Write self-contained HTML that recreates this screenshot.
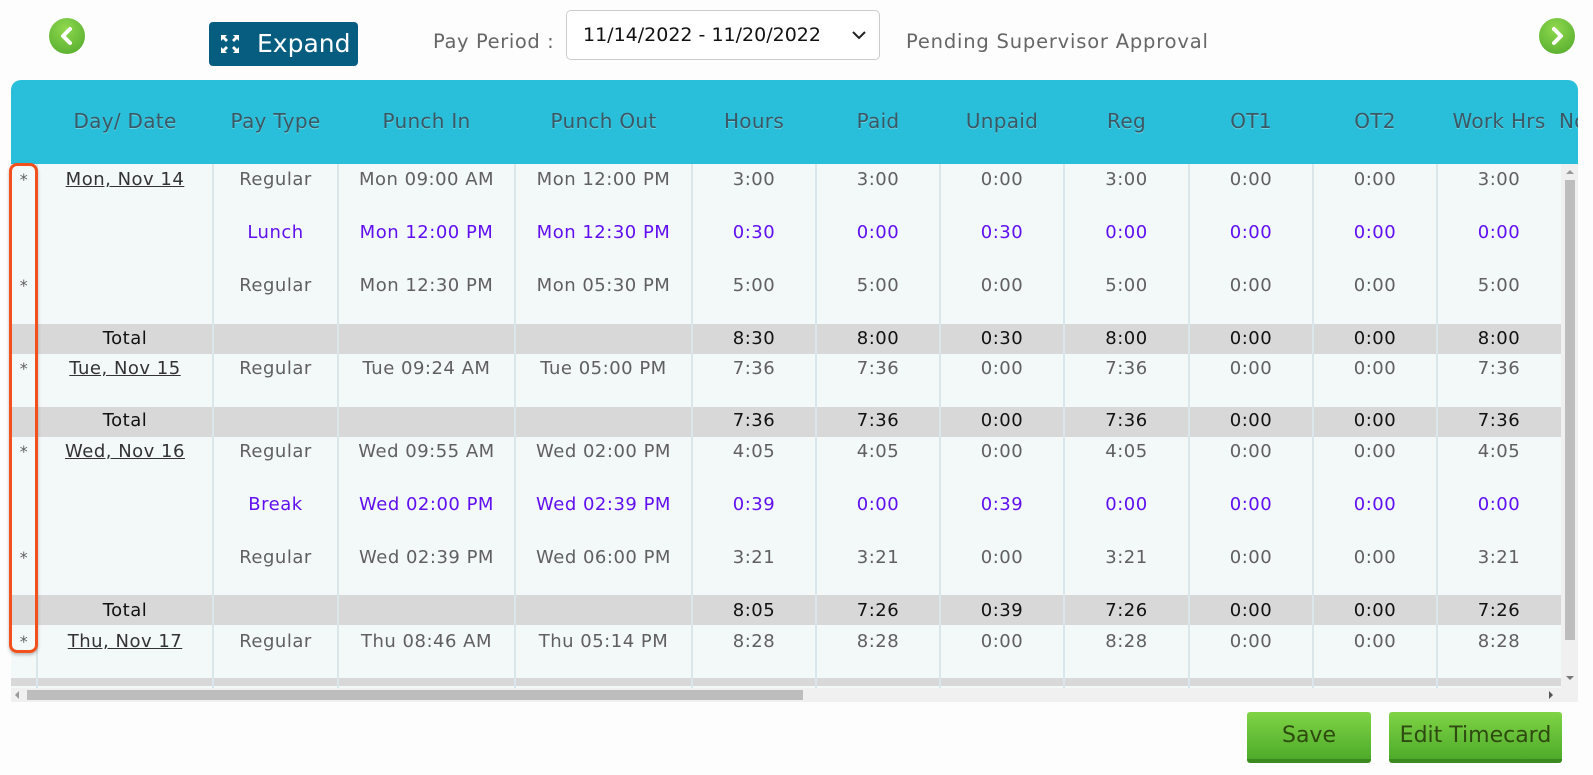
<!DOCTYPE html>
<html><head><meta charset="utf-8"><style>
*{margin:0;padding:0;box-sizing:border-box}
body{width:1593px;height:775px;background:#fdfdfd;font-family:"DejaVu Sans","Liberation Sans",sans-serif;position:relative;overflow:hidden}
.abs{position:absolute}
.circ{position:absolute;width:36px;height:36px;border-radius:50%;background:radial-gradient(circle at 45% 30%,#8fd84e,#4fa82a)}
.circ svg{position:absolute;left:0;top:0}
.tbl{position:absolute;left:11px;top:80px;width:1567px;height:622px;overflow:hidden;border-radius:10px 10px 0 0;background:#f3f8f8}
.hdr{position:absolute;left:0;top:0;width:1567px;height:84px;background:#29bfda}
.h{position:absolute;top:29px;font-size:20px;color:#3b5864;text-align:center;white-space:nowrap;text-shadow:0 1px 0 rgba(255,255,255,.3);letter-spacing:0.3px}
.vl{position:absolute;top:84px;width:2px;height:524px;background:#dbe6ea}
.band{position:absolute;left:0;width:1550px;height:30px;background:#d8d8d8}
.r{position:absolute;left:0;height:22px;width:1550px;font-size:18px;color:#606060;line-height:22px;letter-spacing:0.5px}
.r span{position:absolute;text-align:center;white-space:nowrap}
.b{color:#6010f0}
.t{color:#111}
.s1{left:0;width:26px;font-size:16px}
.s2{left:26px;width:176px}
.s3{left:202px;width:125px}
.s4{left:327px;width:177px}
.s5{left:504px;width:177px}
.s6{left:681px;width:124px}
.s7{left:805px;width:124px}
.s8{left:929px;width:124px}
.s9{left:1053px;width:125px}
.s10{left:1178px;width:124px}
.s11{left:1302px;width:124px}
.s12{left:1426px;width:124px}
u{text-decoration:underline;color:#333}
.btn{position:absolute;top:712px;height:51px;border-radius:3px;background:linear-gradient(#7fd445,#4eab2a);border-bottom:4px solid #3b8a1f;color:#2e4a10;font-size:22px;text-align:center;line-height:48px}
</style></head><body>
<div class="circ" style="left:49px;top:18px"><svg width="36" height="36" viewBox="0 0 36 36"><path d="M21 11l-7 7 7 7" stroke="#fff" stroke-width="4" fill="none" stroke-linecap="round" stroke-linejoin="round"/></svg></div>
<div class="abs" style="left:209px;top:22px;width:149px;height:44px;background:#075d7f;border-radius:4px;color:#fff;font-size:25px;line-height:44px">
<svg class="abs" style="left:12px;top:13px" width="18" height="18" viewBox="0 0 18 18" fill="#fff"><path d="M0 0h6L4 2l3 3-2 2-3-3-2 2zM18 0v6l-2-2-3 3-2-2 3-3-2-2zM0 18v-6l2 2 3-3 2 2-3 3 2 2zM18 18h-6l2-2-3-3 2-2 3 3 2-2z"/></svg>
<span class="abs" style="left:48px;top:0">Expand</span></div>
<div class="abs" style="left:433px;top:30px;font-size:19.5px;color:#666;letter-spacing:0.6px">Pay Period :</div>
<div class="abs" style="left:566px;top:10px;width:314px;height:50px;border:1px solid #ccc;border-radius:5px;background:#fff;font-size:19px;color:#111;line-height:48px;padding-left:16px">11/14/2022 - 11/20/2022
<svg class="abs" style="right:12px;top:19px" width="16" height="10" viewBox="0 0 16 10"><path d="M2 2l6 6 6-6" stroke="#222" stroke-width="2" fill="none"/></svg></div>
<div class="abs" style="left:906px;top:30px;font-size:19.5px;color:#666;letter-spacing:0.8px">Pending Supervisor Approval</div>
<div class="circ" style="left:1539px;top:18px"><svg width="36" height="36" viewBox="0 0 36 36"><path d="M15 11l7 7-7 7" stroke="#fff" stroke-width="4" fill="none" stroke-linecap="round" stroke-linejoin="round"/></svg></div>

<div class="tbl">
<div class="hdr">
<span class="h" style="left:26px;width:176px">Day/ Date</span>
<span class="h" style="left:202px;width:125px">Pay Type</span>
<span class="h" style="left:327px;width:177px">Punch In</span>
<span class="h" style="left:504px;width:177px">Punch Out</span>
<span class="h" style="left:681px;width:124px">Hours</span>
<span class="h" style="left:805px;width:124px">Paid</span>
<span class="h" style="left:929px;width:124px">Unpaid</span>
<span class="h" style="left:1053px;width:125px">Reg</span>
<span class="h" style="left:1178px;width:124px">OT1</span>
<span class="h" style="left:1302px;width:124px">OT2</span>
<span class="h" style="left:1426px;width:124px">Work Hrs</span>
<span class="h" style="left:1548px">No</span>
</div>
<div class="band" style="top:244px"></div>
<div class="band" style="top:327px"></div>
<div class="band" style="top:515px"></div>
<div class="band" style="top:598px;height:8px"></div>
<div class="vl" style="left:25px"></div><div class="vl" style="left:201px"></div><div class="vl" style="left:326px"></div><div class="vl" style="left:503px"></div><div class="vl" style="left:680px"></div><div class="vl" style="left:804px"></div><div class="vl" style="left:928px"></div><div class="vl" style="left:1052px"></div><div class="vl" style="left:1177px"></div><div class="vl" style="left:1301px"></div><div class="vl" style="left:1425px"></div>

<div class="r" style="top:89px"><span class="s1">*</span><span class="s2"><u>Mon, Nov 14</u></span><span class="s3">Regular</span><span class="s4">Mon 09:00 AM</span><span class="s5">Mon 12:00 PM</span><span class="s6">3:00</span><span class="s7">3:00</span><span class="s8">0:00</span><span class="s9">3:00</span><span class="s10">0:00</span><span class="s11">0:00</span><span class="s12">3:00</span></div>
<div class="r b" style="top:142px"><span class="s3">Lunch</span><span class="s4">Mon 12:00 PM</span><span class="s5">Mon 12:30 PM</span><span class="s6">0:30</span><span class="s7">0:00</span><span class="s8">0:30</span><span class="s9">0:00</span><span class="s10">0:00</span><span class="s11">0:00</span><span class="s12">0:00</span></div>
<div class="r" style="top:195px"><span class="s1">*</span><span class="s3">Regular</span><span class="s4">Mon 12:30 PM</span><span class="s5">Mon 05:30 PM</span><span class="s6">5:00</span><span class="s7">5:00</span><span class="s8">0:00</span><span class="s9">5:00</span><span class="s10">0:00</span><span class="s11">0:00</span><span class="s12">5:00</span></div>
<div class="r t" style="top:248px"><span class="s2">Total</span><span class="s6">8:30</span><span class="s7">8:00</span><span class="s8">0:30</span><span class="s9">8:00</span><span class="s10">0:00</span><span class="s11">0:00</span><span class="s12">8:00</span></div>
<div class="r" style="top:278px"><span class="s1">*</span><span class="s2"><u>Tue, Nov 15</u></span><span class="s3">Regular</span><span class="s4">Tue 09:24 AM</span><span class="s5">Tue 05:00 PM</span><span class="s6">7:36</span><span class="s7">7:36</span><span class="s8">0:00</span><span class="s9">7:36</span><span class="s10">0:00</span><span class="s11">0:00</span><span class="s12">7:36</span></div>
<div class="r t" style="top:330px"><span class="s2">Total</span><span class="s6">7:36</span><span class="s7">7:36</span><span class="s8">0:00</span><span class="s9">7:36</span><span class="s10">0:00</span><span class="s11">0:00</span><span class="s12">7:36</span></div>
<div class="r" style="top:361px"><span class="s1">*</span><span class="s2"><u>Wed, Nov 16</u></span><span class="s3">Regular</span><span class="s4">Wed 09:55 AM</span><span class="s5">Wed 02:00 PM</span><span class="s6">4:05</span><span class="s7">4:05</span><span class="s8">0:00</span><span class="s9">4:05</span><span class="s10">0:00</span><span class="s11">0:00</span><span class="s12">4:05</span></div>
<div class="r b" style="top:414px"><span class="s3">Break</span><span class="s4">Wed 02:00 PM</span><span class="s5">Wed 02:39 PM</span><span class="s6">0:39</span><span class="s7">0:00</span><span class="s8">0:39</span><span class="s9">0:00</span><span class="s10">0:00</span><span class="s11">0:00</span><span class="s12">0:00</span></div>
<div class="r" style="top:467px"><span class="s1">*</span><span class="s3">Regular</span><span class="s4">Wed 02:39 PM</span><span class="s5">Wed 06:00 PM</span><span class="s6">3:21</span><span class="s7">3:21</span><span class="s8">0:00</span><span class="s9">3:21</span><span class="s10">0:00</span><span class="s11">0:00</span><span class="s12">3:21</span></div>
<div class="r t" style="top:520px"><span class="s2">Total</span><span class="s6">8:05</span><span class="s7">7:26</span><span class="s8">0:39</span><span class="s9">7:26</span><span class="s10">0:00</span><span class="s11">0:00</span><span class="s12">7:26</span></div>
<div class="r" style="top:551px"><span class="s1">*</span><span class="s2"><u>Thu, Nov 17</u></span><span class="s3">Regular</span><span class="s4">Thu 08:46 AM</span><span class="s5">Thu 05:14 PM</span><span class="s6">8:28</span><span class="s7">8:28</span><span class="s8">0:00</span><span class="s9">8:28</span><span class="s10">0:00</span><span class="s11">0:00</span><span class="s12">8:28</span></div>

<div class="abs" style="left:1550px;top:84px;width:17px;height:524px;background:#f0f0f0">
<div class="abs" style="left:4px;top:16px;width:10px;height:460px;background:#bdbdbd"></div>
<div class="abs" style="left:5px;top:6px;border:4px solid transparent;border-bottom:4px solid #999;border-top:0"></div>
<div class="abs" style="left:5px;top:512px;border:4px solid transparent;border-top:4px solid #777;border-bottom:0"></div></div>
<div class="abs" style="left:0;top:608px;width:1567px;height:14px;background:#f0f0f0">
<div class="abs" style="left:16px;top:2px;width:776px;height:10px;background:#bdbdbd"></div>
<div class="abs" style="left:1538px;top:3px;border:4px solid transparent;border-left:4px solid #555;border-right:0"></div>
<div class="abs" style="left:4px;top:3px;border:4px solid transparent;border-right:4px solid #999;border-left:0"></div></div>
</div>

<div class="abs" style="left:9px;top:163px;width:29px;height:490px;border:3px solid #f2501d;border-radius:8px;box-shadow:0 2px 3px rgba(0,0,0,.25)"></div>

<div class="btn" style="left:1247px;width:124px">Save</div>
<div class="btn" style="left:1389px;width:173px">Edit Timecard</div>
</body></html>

# # #

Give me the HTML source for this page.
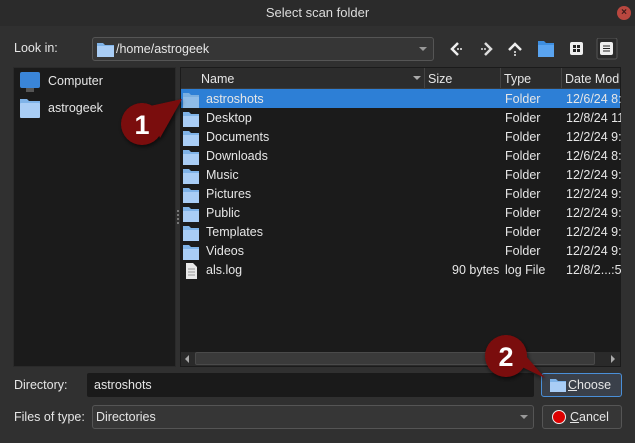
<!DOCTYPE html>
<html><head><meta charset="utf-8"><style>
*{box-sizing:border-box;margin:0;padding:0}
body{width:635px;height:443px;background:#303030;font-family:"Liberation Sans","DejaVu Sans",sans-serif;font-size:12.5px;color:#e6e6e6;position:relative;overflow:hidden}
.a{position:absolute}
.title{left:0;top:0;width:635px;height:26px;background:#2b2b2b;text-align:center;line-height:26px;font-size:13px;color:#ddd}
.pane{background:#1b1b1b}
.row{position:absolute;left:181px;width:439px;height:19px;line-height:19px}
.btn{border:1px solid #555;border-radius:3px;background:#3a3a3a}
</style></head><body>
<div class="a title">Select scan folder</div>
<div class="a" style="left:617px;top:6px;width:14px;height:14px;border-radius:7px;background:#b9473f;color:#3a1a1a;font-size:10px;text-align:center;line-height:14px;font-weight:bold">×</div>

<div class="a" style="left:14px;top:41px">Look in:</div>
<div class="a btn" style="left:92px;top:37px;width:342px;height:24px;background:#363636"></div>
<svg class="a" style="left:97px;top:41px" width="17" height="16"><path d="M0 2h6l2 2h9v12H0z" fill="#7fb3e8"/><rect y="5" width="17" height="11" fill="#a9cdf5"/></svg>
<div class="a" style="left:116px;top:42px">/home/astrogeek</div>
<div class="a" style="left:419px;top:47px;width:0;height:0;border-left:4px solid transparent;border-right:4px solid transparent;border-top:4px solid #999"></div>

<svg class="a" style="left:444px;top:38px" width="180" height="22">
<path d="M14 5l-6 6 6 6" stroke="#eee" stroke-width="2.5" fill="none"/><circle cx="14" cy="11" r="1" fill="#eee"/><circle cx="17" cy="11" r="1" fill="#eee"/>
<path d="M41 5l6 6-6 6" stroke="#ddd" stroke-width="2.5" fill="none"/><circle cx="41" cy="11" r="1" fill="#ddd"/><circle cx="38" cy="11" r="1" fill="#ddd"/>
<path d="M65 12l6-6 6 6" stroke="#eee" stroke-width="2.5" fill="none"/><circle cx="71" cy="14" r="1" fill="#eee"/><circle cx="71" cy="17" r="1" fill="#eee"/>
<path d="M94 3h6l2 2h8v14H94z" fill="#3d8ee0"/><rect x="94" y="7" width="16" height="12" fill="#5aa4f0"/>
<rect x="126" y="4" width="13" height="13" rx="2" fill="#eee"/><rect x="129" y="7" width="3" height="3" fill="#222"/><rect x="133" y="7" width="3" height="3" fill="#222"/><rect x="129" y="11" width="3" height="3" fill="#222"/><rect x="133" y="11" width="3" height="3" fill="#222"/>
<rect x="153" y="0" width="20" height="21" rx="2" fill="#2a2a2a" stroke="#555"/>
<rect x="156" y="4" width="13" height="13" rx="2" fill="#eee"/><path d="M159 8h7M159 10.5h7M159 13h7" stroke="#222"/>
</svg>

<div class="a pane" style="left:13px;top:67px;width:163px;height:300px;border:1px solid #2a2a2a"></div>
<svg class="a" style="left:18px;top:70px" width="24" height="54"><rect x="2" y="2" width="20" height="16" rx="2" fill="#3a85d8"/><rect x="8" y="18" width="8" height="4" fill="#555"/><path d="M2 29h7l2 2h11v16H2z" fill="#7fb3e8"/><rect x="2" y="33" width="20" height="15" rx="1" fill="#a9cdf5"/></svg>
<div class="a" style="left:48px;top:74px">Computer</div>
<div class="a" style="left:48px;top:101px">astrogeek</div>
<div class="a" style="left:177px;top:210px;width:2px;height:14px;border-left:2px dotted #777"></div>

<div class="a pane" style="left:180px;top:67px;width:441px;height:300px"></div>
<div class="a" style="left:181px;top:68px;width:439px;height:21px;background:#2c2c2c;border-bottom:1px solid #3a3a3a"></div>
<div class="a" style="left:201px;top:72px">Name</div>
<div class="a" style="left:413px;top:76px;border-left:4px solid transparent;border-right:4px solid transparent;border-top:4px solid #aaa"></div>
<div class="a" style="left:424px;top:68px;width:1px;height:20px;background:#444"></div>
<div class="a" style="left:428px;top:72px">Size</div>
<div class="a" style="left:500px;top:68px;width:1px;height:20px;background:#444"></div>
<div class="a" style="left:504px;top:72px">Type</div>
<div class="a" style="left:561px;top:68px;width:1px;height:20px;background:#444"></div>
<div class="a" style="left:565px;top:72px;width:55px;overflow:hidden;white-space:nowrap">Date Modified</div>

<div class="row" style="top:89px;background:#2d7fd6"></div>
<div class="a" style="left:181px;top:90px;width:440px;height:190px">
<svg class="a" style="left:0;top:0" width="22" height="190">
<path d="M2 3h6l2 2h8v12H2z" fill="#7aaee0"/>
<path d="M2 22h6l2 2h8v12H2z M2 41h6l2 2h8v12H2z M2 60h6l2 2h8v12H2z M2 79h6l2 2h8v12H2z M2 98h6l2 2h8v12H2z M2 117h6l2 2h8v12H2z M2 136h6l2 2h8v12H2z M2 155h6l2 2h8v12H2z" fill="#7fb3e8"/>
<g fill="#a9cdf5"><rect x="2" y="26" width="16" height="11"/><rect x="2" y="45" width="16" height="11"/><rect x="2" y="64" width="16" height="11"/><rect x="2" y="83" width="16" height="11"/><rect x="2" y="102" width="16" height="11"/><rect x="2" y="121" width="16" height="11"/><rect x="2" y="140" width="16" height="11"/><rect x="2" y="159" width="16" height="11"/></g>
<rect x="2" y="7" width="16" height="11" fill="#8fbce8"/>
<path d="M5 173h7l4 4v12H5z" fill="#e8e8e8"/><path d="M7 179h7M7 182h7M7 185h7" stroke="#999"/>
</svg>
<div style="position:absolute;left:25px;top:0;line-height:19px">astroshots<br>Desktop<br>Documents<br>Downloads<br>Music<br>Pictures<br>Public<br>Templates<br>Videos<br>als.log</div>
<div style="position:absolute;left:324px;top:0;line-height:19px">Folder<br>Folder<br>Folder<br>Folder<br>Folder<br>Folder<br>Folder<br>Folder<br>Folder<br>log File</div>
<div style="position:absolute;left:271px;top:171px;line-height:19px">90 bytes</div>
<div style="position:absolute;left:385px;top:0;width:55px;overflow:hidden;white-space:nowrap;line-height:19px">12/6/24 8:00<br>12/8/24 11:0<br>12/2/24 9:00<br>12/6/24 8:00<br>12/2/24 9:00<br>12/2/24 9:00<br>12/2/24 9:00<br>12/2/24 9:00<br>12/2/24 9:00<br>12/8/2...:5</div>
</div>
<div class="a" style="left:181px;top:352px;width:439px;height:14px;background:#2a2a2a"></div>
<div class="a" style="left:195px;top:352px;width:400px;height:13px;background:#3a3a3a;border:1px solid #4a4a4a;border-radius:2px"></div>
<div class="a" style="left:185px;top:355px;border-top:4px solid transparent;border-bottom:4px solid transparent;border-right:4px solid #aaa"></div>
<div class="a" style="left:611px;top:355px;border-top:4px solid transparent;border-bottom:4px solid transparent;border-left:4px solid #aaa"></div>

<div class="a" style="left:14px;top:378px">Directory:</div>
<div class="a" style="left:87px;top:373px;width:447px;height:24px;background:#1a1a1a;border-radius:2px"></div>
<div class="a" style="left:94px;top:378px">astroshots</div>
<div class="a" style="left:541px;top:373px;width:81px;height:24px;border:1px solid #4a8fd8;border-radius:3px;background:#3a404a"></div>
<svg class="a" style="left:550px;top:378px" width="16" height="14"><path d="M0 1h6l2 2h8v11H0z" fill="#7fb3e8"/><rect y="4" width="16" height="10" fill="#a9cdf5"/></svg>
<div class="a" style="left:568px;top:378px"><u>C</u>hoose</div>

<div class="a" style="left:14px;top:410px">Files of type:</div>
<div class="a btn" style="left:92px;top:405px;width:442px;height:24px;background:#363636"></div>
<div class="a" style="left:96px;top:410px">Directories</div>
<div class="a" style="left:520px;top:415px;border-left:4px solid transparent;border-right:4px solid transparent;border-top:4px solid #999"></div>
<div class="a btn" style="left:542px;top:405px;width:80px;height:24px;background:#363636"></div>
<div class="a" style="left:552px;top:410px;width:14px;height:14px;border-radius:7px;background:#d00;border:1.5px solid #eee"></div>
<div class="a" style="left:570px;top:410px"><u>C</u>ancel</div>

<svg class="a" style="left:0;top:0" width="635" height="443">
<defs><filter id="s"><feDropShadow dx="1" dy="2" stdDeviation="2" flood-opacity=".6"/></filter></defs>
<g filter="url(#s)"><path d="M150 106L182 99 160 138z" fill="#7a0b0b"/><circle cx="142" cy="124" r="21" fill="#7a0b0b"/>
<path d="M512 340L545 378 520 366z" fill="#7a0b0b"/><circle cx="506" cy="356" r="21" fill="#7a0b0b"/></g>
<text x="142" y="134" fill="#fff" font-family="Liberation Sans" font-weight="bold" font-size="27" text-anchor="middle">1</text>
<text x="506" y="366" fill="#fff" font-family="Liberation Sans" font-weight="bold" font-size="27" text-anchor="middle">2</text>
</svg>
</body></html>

# # #

Set task
In the records above, tally the lines where the word "this" appears, and give the number and nothing else.

The output
2